WHAT YOU WILL DO:
Wherever the string "this" appears in a line, extract that line.
---+---
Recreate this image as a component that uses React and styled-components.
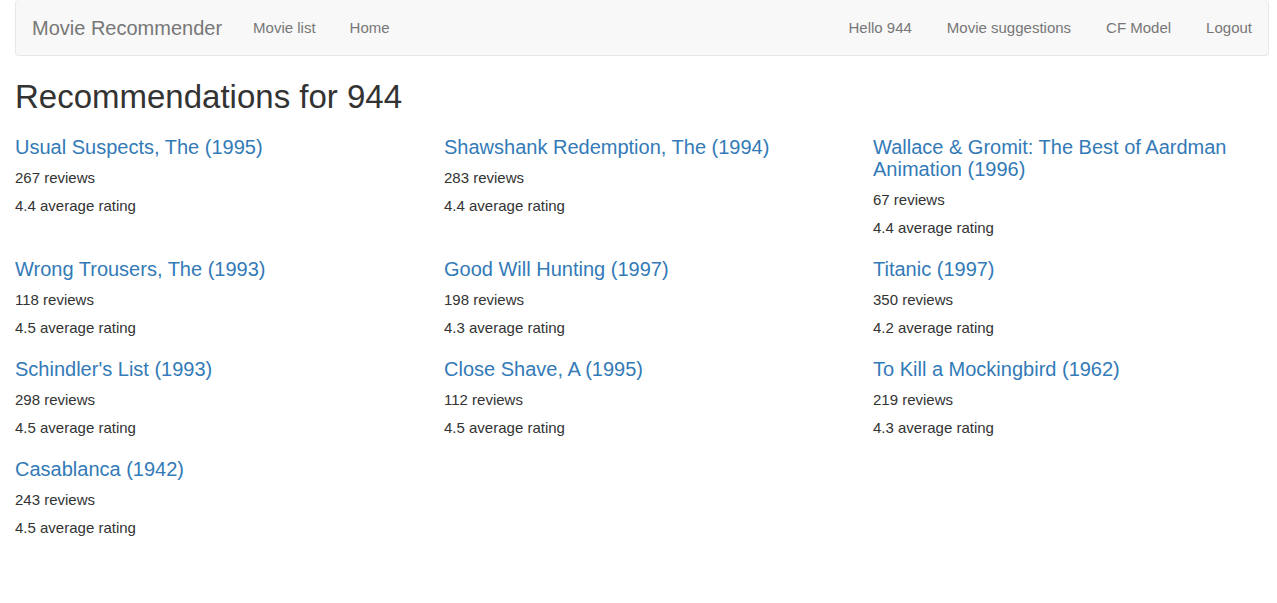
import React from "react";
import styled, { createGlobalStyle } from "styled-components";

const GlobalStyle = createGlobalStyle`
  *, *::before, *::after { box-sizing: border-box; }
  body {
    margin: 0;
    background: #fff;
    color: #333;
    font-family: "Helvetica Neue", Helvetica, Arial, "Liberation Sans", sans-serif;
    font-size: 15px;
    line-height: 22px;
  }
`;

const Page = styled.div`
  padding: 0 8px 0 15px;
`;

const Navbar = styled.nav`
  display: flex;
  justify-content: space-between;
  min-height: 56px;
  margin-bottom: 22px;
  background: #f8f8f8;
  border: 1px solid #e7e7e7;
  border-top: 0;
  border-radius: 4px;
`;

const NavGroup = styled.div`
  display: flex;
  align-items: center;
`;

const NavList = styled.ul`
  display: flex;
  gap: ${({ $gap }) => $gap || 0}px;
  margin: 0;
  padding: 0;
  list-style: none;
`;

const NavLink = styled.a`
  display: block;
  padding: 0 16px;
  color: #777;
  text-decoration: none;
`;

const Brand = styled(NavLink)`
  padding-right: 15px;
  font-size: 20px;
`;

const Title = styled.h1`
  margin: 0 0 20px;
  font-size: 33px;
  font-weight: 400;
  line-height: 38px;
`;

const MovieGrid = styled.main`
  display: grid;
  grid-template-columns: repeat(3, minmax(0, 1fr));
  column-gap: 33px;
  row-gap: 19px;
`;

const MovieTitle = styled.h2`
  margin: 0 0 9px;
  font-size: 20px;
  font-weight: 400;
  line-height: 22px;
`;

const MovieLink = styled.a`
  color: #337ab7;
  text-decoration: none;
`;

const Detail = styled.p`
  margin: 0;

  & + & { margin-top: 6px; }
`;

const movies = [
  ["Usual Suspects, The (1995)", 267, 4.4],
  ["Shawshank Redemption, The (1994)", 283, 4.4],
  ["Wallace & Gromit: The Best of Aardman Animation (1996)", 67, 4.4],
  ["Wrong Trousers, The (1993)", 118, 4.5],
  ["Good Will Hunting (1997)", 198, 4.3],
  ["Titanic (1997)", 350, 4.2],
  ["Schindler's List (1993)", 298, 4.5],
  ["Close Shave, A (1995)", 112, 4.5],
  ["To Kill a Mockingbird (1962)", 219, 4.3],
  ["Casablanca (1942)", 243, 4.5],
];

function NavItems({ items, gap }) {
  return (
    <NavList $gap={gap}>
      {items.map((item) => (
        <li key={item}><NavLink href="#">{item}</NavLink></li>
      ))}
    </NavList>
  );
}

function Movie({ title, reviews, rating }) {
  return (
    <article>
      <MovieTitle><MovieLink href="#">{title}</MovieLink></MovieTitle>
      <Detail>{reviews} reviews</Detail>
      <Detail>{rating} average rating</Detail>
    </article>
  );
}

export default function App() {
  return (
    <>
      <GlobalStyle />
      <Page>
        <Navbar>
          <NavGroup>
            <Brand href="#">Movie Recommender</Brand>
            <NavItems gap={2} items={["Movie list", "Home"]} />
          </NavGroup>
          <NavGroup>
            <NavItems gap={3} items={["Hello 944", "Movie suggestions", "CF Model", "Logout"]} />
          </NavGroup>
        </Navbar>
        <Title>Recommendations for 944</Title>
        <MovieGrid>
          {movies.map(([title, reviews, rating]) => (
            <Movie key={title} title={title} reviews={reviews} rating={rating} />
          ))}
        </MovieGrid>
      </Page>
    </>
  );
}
---+---
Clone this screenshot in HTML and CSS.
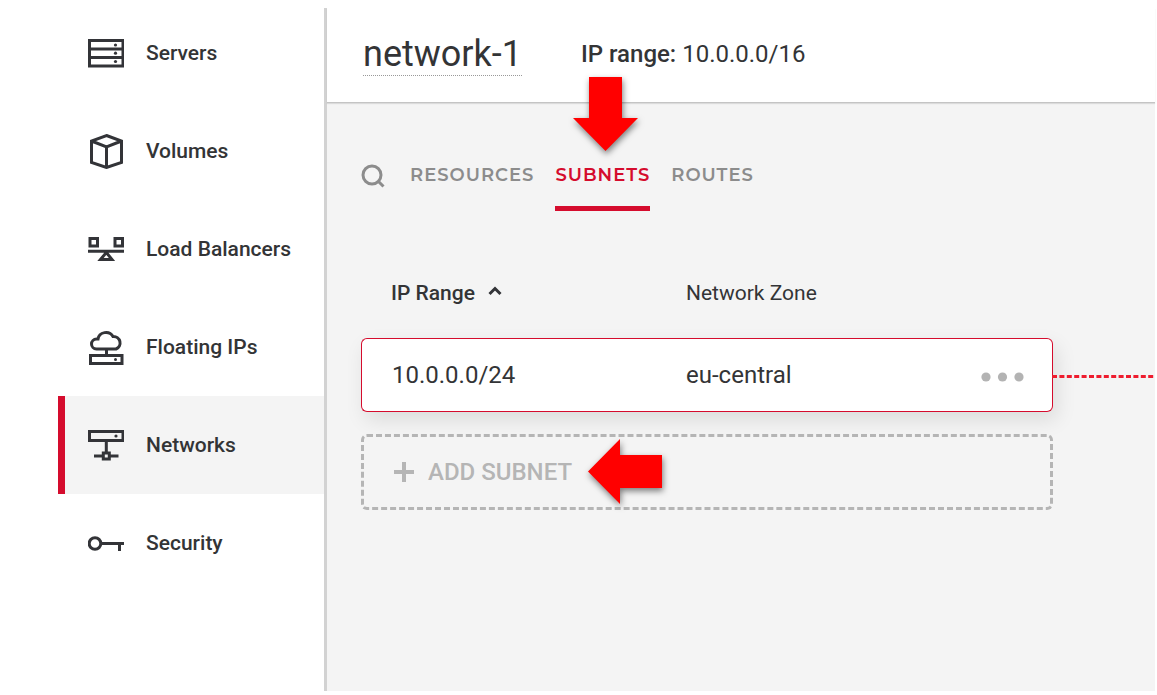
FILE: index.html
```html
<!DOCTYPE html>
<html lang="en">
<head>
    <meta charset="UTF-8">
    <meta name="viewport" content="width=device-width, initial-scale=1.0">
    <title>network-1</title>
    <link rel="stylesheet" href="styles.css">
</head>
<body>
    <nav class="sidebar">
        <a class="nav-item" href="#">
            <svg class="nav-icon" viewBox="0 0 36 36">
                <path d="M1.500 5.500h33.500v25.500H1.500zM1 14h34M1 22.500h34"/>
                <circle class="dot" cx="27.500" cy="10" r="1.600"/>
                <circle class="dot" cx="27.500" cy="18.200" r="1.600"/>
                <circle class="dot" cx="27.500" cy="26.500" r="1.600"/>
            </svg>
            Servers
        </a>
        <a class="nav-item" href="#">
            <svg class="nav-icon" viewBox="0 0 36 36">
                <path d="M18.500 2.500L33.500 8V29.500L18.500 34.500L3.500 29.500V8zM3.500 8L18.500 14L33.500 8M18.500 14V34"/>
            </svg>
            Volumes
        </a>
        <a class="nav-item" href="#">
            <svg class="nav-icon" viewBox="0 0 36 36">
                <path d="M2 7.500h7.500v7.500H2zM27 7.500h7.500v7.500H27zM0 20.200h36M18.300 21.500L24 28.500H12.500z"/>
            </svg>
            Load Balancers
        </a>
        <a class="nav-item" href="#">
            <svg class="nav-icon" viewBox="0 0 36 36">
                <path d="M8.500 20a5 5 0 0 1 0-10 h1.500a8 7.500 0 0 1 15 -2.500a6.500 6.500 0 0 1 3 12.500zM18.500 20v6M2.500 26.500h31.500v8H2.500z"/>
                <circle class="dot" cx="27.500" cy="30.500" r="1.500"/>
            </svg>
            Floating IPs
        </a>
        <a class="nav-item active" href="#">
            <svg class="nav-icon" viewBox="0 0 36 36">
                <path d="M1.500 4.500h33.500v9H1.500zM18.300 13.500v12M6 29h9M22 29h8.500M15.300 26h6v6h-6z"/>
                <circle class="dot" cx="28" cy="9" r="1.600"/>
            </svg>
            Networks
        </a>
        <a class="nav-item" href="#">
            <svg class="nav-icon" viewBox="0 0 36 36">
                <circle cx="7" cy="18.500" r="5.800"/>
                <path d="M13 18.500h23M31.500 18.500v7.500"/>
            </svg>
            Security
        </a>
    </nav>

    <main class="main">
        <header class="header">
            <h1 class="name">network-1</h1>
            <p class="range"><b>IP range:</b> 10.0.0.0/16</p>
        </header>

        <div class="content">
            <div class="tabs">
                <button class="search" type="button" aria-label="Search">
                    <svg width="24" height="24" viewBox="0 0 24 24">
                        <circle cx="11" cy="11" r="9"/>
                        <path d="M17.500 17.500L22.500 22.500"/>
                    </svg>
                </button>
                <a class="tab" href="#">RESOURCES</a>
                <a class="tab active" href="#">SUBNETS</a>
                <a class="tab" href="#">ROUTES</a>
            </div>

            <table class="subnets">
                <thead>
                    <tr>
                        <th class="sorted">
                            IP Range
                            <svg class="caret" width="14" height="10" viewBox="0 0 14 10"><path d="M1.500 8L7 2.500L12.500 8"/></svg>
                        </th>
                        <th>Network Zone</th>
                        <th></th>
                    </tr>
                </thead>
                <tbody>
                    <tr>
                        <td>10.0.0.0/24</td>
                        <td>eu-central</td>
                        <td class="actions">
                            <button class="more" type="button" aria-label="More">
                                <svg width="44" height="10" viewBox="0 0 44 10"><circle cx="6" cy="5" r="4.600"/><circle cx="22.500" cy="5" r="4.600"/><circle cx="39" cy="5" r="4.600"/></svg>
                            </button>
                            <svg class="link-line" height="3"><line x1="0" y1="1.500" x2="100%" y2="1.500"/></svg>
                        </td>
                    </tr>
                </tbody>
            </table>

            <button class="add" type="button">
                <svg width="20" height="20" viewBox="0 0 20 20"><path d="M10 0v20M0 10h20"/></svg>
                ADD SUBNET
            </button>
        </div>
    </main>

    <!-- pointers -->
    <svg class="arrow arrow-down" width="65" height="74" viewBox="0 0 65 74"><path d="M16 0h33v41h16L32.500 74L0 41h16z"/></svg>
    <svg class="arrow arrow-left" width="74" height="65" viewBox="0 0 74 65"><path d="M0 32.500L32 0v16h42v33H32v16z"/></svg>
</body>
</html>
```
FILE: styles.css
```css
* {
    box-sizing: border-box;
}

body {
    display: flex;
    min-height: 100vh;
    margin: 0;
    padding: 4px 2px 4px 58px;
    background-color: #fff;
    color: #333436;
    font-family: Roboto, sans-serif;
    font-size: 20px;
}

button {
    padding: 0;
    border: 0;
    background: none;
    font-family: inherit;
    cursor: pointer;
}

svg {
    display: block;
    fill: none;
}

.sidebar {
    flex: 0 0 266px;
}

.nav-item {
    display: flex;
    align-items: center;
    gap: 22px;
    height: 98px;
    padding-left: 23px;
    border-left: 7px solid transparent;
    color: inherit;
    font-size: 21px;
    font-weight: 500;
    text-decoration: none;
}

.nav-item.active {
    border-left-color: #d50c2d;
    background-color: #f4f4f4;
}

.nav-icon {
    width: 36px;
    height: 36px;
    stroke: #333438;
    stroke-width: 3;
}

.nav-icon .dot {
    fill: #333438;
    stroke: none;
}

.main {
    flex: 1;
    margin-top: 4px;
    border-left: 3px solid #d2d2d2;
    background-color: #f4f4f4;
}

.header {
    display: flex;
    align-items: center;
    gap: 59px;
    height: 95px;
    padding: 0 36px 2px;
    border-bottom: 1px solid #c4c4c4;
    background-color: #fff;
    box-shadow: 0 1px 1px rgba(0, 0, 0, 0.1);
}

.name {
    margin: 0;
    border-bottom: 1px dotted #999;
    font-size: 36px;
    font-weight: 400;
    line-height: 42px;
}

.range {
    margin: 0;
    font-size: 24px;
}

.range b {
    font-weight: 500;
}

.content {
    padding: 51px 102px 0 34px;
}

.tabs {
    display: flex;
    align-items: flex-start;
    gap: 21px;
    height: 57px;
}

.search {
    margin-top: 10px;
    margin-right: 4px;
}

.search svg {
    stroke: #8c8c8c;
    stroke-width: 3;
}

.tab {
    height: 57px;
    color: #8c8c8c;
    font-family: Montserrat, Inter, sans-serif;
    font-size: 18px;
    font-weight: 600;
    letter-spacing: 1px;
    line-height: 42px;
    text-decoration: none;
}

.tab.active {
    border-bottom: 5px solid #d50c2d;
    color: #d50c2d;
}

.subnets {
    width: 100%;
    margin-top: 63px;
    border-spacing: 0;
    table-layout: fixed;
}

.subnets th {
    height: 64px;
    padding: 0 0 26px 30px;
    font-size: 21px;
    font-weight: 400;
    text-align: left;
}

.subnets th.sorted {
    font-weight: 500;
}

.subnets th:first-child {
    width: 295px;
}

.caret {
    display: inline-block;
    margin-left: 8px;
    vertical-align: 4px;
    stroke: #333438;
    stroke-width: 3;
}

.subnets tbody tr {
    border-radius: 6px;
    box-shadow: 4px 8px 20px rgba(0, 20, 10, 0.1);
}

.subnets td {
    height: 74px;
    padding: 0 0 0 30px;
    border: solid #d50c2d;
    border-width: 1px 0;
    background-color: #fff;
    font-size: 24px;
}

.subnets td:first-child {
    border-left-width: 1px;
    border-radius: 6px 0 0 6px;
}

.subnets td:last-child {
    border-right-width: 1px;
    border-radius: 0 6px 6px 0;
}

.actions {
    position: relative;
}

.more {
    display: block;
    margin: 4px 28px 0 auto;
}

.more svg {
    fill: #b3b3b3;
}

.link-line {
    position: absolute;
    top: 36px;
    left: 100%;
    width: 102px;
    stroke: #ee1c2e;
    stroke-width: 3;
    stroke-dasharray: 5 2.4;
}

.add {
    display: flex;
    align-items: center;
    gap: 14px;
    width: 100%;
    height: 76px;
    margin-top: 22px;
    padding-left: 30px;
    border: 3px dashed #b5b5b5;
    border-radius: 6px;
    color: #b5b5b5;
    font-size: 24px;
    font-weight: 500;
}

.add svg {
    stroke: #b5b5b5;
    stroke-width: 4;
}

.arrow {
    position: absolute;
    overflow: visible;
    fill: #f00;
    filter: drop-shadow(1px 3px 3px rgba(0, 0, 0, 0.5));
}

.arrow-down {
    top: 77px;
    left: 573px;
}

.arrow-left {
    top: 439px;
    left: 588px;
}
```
---+---
EXERCISE OUTPUT:
Recreate this image as a component that uses React and styled-components.
Clone this screenshot in HTML and CSS.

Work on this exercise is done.